Belaid, dessen PPDU seit einigen Monaten dem linken Bündnis Volksfront (FP) angehört, hatte die Troika (die Drei-Parteien-Koalition rund um die islamistische Ennahda) immer wieder scharf kritisiert. Erst am vergangenen Wochenende hatte Belaid der Regierung und dem Innenministerium vorgeworfen, Gewalt gegen Oppositionelle nicht nur zuzulassen, sondern sogar politisch zu fördern. "Jedes Mal, wenn die Troika auf ein Problem stößt, wird ein Zeichen gegeben, damit in der Folge Gewaltakte stattfinden!"

"Ich beschuldige Ennahda"

Angehörige und Freunde Belaids sehen die Verantwortung für den Mord bei der Regierung und deren Umfeld: "Ich beschuldige Ennahda und (deren Führer Rachid) Ghannouchi persönlich des Mordes an meinem Mann! Das Innenministerium hat aufgehört die Tunesier zu beschützen!", rief Ehefrau Besma Belaid zwischen Wut und Trauer vor laufenden Kameras. Auf ihrem Kleid waren Flecken des Blutes ihres Mannes zu sehen. Auch Belaids Anwaltskollege und FP-Weggefährte Hamma Hammami gab der Regierung die Verantwortung für die Bluttat.

Seit Monaten kommt es in Tunesien immer wieder zu Übergriffen gegen Oppositionelle, Gewerkschafter, Gruppierungen der Zivilgesellschaft und Frauenorganisationen. Dahinter steckt, so die Opposition, die Liga zum Schutz der Revolution: der Ennahda nahestehende gewalttätige Milizen. Wenn die Angegriffenen die Polizei um Hilfe und Schutz bäten, würden sie einfach ignoriert - so auch Belaid.

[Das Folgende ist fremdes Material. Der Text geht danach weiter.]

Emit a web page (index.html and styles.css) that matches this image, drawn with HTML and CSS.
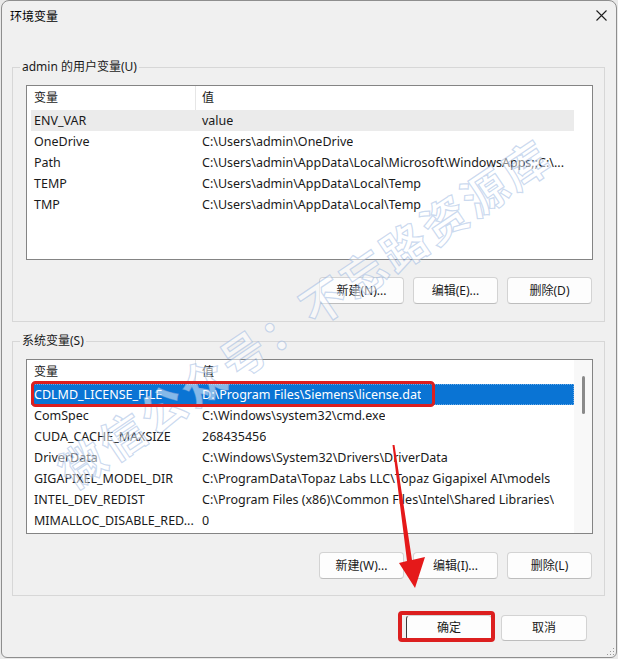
FILE: index.html
```html
<!DOCTYPE html>
<html lang="zh-CN">
<head>
<meta charset="utf-8">
<title>环境变量</title>
<link rel="stylesheet" href="styles.css">
</head>
<body>
<div class="window">
  <div class="titlebar">
    <span class="title">环境变量</span>
    <svg class="close" width="11" height="11" viewBox="0 0 11 11"><path d="M0.5 0.5 L10.5 10.5 M10.5 0.5 L0.5 10.5" stroke="#1e1e1e" stroke-width="1.1" fill="none"/></svg>
  </div>

  <section class="group group-user">
    <div class="legend">admin 的用户变量(U)</div>
    <div class="list">
      <div class="list-body">
        <div class="row head"><span class="c1">变量</span><span class="c2">值</span></div>
        <div class="row hover"><span class="c1">ENV_VAR</span><span class="c2">value</span></div>
        <div class="row"><span class="c1">OneDrive</span><span class="c2">C:\Users\admin\OneDrive</span></div>
        <div class="row"><span class="c1">Path</span><span class="c2">C:\Users\admin\AppData\Local\Microsoft\WindowsApps;;C:\...</span></div>
        <div class="row"><span class="c1">TEMP</span><span class="c2">C:\Users\admin\AppData\Local\Temp</span></div>
        <div class="row"><span class="c1">TMP</span><span class="c2">C:\Users\admin\AppData\Local\Temp</span></div>
      </div>
      <div class="scroll"></div>
    </div>
    <div class="btns">
      <button class="btn">新建(N)...</button>
      <button class="btn">编辑(E)...</button>
      <button class="btn">删除(D)</button>
    </div>
  </section>

  <section class="group group-sys">
    <div class="legend">系统变量(S)</div>
    <div class="list">
      <div class="list-body">
        <div class="row head"><span class="c1">变量</span><span class="c2">值</span></div>
        <div class="row selected"><span class="c1">CDLMD_LICENSE_FILE</span><span class="c2">D:\Program Files\Siemens\license.dat</span></div>
        <div class="row"><span class="c1">ComSpec</span><span class="c2">C:\Windows\system32\cmd.exe</span></div>
        <div class="row"><span class="c1">CUDA_CACHE_MAXSIZE</span><span class="c2">268435456</span></div>
        <div class="row"><span class="c1">DriverData</span><span class="c2">C:\Windows\System32\Drivers\DriverData</span></div>
        <div class="row"><span class="c1">GIGAPIXEL_MODEL_DIR</span><span class="c2">C:\ProgramData\Topaz Labs LLC\Topaz Gigapixel AI\models</span></div>
        <div class="row"><span class="c1">INTEL_DEV_REDIST</span><span class="c2">C:\Program Files (x86)\Common Files\Intel\Shared Libraries\</span></div>
        <div class="row"><span class="c1">MIMALLOC_DISABLE_RED...</span><span class="c2">0</span></div>
      </div>
      <div class="scroll scroll-on"><div class="thumb"></div></div>
    </div>
    <div class="btns">
      <button class="btn">新建(W)...</button>
      <button class="btn">编辑(I)...</button>
      <button class="btn">删除(L)</button>
    </div>
  </section>

  <div class="footer">
    <button class="btn btn-foot btn-default">确定</button>
    <button class="btn btn-foot">取消</button>
  </div>

  <svg class="grip" width="8" height="8" viewBox="0 0 8 8">
    <rect x="6" y="0" width="1" height="1" fill="#999"/>
    <rect x="3" y="3" width="1" height="1" fill="#999"/>
    <rect x="6" y="3" width="1" height="1" fill="#999"/>
    <rect x="0" y="6" width="1" height="1" fill="#999"/>
    <rect x="3" y="6" width="1" height="1" fill="#999"/>
    <rect x="6" y="6" width="1" height="1" fill="#999"/>
  </svg>
</div>

<div class="watermark">微信公众号：不忘路资源库</div>

<svg class="annot" width="618" height="659" viewBox="0 0 618 659">
  <rect x="32.5" y="382.5" width="401" height="23" rx="3" fill="none" stroke="#dc1f1f" stroke-width="3"/>
  <rect x="400" y="613" width="93" height="27" rx="2" fill="none" stroke="#dc1f1f" stroke-width="4"/>
  <polygon points="392.5,445 394.5,445 412,560 425,557 415,588 399,563 407,561" fill="#e5191a"/>
</svg>
</body>
</html>
```

FILE: styles.css
```css
* { box-sizing: border-box; }

html, body {
  margin: 0;
  padding: 0;
}

body {
  width: 618px;
  height: 659px;
  background: #e9e9e9;
  font-family: "Noto Sans", "Noto Sans CJK SC", sans-serif;
  font-size: 12px;
  color: #111;
  position: relative;
  overflow: hidden;
}

.window {
  margin-left: 1px;
  width: 616px;
  height: 658px;
  border: 1px solid #8e8e8e;
  border-radius: 8px 8px 6px 6px;
  background: #f0f0f0;
  display: flex;
  flex-direction: column;
  position: relative;
  overflow: hidden;
}

.titlebar {
  height: 29px;
  display: flex;
  align-items: center;
  justify-content: space-between;
  padding: 0 9px 0 8px;
  flex-shrink: 0;
}

.title {
  font-family: "Noto Sans CJK SC", sans-serif;
  font-size: 12px;
  line-height: 16px;
  color: #000;
}

.close { display: block; }

.group {
  margin-left: 10px;
  width: 593px;
  border: 1px solid #d7d7d7;
  display: flex;
  flex-direction: column;
  flex-shrink: 0;
}

.group-user { margin-top: 37px; padding-bottom: 17px; }
.group-sys { margin-top: 19px; padding-bottom: 16px; }

.legend {
  align-self: flex-start;
  margin: -9px 0 0 7px;
  padding: 0 2px;
  line-height: 16px;
  height: 16px;
  background: #f0f0f0;
  color: #1a1a1a;
  font-family: "Noto Sans", "Noto Sans CJK SC", sans-serif;
}

.list {
  margin: 10px 0 0 13px;
  width: 567px;
  height: 175px;
  border: 1px solid #848484;
  background: #fff;
  display: flex;
  overflow: hidden;
}

.list-body {
  flex: 1;
  padding-left: 4px;
  display: flex;
  flex-direction: column;
  min-width: 0;
}

.row {
  display: flex;
  height: 21px;
  line-height: 21px;
  font-size: 12.5px;
  flex-shrink: 0;
  white-space: nowrap;
  color: #1a1a1a;
}

.row .c1 {
  width: 165px;
  padding-left: 3px;
  flex-shrink: 0;
  overflow: hidden;
}

.row .c2 {
  padding-left: 6px;
  overflow: hidden;
}

.row.head {
  height: 24px;
  line-height: 23px;
  font-size: 12px;
}

.row.head .c1 {
  border-right: 1px solid #e6e6e6;
}

.row.hover { background: #ebebeb; }

.row.selected {
  background: #0a74d4;
  color: #fff;
  outline: 1px dotted #6aaae6;
  outline-offset: -1px;
}

.scroll {
  width: 18px;
  flex-shrink: 0;
  background: #fff;
}

.scroll-on {
  background: #f8f8f8;
  padding-top: 16px;
}

.thumb {
  margin-left: 8px;
  width: 3px;
  height: 38px;
  border-radius: 2px;
  background: #8a8a8a;
}

.btns {
  display: flex;
  justify-content: flex-end;
  gap: 9px;
  margin: 17px 12px 0 0;
}

.group-sys .btns { margin-top: 18px; }

.btn {
  width: 85px;
  height: 27px;
  padding: 0;
  border: 1px solid #d3d3d3;
  border-bottom-color: #bdbdbd;
  border-radius: 4px;
  background: #fdfdfd;
  font-family: "Noto Sans", "Noto Sans CJK SC", sans-serif;
  font-size: 12px;
  color: #1a1a1a;
  line-height: 24px;
  text-align: center;
}

.footer {
  display: flex;
  justify-content: flex-end;
  gap: 9px;
  margin-top: 19px;
  padding-right: 29px;
}

.btn-foot {
  width: 86px;
  height: 26px;
}

.btn-default {
  border-left: 1px solid #3a3a3a;
}

.grip {
  position: absolute;
  right: 1px;
  bottom: 1px;
}

.watermark {
  position: absolute;
  left: 4px;
  top: 286px;
  width: 600px;
  height: 52px;
  line-height: 52px;
  text-align: center;
  font-family: "Noto Sans CJK SC", sans-serif;
  font-weight: 700;
  font-size: 45px;
  letter-spacing: 3.5px;
  color: rgba(255, 255, 255, 0.5);
  -webkit-text-stroke: 1.2px rgba(140, 172, 220, 0.45);
  transform: rotate(-34deg);
  pointer-events: none;
  white-space: nowrap;
}

.annot {
  position: absolute;
  left: 0;
  top: 0;
  pointer-events: none;
}
```
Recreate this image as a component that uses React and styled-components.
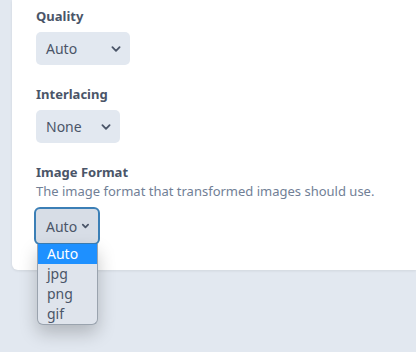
import React from "react";
import styled, { createGlobalStyle } from "styled-components";

const Global = createGlobalStyle`
  body {
    margin: 0;
    background: #e2e8f0;
    font-family: "Noto Sans", "Open Sans", sans-serif;
  }
`;

const Page = styled.div`
  width: 416px;
  height: 352px;
  padding-left: 12px;
  box-sizing: border-box;
  overflow: hidden;
`;

const Card = styled.div`
  background: #fff;
  border-bottom-left-radius: 6px;
  box-shadow: 0 1px 3px rgba(0, 0, 0, 0.08);
  padding: 7px 24px 25px 24px;
  display: flex;
  flex-direction: column;
  gap: 20px;
`;

const Field = styled.div`
  display: flex;
  flex-direction: column;
`;

const Label = styled.div`
  font-size: 13px;
  font-weight: 700;
  line-height: 18px;
  color: #4a5568;
`;

const Help = styled.div`
  font-size: 13px;
  line-height: 20px;
  color: #718096;
`;

const SelectWrap = styled.div`
  position: relative;
  margin-top: ${(p) => (p.$tight ? "6px" : "7px")};
  align-self: flex-start;
`;

const Select = styled.div`
  box-sizing: border-box;
  width: ${(p) => p.$w}px;
  height: 33px;
  display: flex;
  align-items: center;
  justify-content: space-between;
  padding: 0 8px 0 10px;
  border-radius: 5px;
  background: #e2e8f0;
  color: #4a5568;
  font-size: 14px;
  ${(p) =>
    p.$focus &&
    `
    height: 38px;
    margin-left: -2px;
    padding: 0 8px 0 10px;
    border: 2px solid #3b7fb6;
    border-radius: 6px;
    background: #d7dde6;
    justify-content: flex-start;
    gap: 4px;
  `}
`;

const Menu = styled.div`
  position: absolute;
  top: 37px;
  left: 1px;
  width: 61px;
  box-sizing: border-box;
  background: #dfe4ec;
  border: 1px solid #9aa3ae;
  border-top: none;
  border-radius: 0 0 6px 6px;
  box-shadow: 0 8px 18px rgba(0, 0, 0, 0.22);
  overflow: hidden;
`;

const Option = styled.div`
  height: 20px;
  line-height: 20px;
  padding-left: 9px;
  font-size: 14px;
  color: ${(p) => (p.$active ? "#fff" : "#4a5568")};
  background: ${(p) => (p.$active ? "#1e90ff" : "transparent")};
`;

function Chevron({ bold }) {
  return (
    <svg width="12" height="12" viewBox="0 0 20 20">
      <path d="M4 7l6 6 6-6" fill="none" stroke="#4a5568" strokeWidth={bold ? 4 : 3} strokeLinecap="round" strokeLinejoin="round" />
    </svg>
  );
}

export default function App() {
  return (
    <Page>
      <Global />
      <Card>
        <Field>
          <Label>Quality</Label>
          <SelectWrap>
            <Select $w={94}>
              Auto <Chevron />
            </Select>
          </SelectWrap>
        </Field>
        <Field>
          <Label>Interlacing</Label>
          <SelectWrap>
            <Select $w={84}>
              None <Chevron />
            </Select>
          </SelectWrap>
        </Field>
        <Field>
          <Label>Image Format</Label>
          <Help>The image format that transformed images should use.</Help>
          <SelectWrap $tight>
            <Select $w={66} $focus>
              Auto <Chevron bold />
            </Select>
            <Menu>
              {["Auto", "jpg", "png", "gif"].map((o, i) => (
                <Option key={o} $active={i === 0}>
                  {o}
                </Option>
              ))}
            </Menu>
          </SelectWrap>
        </Field>
      </Card>
    </Page>
  );
}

Erst am Wochenende wurde ein Meeting mit Belaid überfallen. Die nur wenige Meter entfernt stationierte Polizei rückte trotz mehrerer Anrufe beim Innenministerium aber nicht zum Einsatz aus.

Jebali will Expertenregierung bilden

Ennahda-Premier Hamadi Jebali kündigte am Mittwochabend in einer Fernsehansprache die Bildung einer "Regierung der nationalen Kompetenz" aus unabhängigen Experten an. Diese solle ein beschränktes Mandat "bis zur Abhaltung von Wahlen binnen kürzester Frist" haben. Priorität dieser Regierung werde es sein, eine Verfassung auf die Beine zu stellen, für die Sicherheit des Landes zu sorgen und gegen die hohen Lebenshaltungskosten vorzugehen. Wann genau die alte Regierung aufgelöst und eine neue eingesetzt werden soll, sagte er nicht.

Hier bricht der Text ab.